## start SOURCE RECORDS

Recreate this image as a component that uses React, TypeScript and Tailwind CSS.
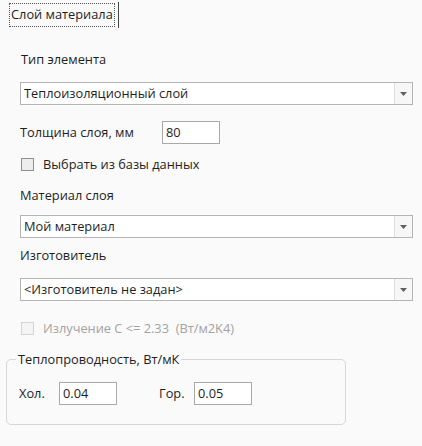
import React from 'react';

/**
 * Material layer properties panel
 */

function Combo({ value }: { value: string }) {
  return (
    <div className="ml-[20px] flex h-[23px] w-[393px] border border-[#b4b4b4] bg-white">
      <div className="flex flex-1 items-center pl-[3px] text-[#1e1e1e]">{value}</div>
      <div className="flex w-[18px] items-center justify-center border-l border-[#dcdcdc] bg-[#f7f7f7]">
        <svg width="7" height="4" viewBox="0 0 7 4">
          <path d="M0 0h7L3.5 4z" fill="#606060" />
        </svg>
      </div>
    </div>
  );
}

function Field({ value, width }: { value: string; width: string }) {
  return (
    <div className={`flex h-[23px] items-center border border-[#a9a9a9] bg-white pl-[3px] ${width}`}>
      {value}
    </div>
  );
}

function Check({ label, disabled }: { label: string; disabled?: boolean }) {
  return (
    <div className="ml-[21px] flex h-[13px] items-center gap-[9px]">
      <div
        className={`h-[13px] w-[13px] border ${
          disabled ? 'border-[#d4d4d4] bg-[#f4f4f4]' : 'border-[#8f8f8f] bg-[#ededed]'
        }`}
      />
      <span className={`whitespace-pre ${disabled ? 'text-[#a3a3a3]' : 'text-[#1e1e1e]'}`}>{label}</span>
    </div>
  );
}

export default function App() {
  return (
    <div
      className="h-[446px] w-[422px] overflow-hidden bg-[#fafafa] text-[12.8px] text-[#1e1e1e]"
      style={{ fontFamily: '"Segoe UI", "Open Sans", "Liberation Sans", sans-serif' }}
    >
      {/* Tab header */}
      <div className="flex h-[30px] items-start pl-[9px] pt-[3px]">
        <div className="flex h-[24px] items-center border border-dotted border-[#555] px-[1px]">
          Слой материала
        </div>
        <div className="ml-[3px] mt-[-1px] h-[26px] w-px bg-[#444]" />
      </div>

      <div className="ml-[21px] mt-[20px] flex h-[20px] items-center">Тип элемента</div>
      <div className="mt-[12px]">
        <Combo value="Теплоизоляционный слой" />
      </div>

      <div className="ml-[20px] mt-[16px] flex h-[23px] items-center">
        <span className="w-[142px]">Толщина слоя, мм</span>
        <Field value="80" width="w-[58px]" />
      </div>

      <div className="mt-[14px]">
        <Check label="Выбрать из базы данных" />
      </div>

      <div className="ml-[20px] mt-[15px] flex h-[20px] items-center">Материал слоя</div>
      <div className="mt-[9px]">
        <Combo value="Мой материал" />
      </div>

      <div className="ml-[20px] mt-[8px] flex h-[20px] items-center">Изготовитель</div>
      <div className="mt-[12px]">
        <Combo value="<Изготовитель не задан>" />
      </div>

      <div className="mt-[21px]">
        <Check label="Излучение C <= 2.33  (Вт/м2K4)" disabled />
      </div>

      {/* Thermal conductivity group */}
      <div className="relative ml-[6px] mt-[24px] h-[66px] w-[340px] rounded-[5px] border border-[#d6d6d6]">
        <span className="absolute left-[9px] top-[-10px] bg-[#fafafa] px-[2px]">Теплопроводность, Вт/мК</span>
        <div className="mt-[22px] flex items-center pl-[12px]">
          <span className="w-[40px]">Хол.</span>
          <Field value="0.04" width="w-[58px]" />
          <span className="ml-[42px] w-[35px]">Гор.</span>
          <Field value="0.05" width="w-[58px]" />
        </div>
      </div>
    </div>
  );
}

## end SOURCE RECORDS
## start SOURCE RECORDS

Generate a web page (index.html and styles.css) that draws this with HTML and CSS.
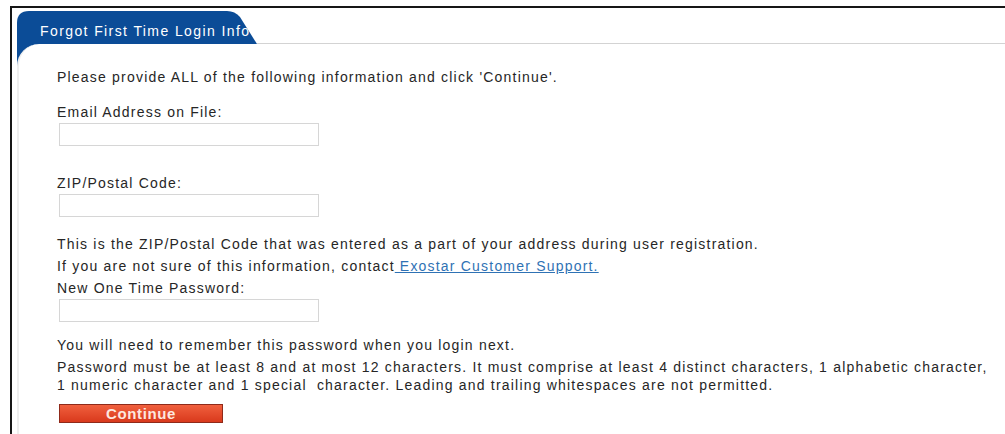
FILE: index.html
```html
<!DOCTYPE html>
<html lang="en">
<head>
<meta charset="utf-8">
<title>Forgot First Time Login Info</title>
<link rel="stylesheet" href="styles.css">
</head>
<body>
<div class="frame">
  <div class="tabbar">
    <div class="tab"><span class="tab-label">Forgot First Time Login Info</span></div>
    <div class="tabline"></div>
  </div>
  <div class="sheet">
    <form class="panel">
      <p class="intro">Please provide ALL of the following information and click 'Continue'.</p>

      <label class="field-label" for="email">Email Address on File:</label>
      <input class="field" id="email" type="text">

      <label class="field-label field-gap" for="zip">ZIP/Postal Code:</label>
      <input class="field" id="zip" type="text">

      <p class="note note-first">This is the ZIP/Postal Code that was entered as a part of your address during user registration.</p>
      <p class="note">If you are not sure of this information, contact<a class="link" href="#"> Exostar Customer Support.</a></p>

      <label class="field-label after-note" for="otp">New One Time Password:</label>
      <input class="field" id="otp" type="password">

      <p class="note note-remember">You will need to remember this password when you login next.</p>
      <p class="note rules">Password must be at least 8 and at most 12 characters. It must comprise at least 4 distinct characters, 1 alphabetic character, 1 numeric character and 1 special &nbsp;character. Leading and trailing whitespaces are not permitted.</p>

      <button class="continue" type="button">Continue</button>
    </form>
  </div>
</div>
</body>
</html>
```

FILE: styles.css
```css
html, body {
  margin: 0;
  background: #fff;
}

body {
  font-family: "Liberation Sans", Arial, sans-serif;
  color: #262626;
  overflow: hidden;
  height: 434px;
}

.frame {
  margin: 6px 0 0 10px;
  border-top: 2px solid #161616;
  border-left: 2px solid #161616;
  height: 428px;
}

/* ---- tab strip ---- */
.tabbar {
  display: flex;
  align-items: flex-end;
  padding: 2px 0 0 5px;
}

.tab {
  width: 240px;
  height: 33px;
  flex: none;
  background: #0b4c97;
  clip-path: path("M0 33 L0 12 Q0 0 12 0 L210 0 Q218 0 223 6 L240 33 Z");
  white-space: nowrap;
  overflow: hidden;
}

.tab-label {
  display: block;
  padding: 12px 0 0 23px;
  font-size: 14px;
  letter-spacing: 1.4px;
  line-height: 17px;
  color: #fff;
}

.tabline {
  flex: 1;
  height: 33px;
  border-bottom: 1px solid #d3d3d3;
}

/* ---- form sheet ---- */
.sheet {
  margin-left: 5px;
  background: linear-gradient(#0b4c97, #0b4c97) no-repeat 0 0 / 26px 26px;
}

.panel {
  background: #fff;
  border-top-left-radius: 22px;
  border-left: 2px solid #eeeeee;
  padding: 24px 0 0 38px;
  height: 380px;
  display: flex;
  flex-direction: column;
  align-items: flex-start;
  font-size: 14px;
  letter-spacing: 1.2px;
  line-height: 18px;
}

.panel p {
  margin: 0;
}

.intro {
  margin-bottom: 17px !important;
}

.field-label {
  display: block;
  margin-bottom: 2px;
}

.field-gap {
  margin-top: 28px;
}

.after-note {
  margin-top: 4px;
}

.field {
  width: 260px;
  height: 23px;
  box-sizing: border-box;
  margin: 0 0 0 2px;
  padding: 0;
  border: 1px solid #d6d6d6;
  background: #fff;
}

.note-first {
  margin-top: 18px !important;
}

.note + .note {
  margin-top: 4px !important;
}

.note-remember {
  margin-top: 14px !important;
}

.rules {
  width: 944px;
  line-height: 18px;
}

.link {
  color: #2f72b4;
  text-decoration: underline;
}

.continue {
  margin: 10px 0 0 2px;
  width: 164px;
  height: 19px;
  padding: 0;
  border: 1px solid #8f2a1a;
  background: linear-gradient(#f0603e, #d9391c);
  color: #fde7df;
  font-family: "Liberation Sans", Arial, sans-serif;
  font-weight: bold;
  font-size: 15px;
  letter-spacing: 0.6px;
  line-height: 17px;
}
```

## end SOURCE RECORDS
## start SOURCE RECORDS

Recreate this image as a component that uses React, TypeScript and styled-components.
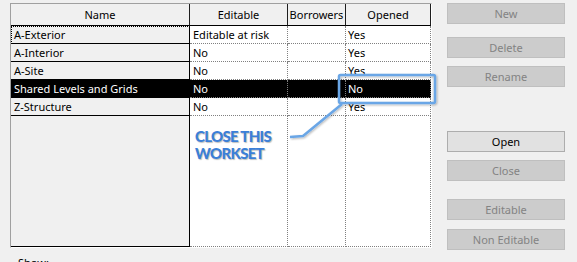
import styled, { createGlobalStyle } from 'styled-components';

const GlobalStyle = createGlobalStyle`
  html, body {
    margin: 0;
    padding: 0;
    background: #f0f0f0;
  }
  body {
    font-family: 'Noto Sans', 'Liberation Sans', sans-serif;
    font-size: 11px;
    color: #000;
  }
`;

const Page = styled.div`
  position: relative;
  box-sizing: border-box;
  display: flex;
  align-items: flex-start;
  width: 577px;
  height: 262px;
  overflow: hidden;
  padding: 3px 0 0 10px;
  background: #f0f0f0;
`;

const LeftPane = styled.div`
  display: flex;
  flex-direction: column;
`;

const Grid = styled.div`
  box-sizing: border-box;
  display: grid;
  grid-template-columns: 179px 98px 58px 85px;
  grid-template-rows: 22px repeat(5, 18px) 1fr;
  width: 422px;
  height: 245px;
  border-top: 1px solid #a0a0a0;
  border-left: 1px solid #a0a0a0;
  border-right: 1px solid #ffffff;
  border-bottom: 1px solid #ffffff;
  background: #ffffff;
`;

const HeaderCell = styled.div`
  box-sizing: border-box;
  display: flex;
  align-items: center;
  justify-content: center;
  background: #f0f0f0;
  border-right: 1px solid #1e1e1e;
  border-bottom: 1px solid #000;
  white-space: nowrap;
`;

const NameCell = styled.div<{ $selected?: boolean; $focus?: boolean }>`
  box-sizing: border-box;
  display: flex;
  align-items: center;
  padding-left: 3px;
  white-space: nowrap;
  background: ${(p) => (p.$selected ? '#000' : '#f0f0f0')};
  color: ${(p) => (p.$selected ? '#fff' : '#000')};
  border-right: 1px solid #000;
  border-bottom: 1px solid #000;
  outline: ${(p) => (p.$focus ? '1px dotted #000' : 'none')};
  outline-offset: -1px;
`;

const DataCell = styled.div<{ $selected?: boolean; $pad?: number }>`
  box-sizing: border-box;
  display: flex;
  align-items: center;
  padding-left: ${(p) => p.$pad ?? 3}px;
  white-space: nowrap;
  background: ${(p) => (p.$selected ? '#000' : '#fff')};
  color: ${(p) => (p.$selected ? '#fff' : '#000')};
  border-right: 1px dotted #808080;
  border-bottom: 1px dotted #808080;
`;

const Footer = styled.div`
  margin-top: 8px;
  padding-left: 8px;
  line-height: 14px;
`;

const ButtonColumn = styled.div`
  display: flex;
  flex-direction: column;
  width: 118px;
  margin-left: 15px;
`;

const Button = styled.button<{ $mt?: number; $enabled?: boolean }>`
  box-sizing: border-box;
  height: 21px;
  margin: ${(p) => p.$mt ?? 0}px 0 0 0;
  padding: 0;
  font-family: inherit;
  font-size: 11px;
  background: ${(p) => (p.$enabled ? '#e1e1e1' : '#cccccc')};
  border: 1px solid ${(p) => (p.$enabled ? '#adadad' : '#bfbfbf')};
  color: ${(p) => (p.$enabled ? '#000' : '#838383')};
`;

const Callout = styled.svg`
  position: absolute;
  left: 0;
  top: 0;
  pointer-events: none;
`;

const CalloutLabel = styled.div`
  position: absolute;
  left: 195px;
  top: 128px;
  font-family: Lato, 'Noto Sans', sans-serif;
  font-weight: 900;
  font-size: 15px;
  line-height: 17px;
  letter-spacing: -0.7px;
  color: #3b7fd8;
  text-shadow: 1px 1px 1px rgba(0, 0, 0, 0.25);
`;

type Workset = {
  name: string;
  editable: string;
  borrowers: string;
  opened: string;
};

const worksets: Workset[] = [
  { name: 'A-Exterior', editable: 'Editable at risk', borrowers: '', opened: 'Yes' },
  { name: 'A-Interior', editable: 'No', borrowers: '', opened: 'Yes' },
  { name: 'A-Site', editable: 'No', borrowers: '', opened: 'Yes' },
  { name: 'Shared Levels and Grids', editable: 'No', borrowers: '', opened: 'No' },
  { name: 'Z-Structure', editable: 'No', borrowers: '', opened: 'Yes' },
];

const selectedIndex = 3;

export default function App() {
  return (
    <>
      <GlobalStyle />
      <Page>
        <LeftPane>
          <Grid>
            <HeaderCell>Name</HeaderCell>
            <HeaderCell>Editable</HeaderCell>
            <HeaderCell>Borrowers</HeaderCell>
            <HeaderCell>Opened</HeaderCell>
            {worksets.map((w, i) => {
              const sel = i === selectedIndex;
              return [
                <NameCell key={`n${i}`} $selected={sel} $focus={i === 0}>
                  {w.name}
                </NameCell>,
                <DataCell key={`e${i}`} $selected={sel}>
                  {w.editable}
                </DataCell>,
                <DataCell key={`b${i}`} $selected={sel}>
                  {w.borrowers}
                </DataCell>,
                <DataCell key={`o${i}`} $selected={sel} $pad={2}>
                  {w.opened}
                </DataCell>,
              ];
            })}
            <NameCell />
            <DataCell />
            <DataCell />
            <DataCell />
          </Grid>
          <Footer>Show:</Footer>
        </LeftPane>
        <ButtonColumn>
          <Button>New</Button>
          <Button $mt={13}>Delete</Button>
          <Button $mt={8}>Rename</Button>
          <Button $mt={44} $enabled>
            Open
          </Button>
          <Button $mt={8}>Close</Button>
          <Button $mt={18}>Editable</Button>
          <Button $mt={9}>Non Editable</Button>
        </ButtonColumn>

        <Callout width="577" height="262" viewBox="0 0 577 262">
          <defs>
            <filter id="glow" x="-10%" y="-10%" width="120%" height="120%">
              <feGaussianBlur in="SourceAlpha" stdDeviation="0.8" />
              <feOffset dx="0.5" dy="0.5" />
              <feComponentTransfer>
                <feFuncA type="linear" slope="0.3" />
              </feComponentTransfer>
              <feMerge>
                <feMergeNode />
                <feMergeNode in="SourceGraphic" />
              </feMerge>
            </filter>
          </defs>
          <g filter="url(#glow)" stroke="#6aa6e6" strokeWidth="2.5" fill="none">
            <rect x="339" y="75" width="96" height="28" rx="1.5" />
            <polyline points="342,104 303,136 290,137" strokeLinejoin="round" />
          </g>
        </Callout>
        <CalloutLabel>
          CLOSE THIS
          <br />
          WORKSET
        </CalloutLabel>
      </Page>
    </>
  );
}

## end SOURCE RECORDS

State how many lines in the entries above include the word "Recreate"; reply with the number alone.

◆ **SOLUTION**: 2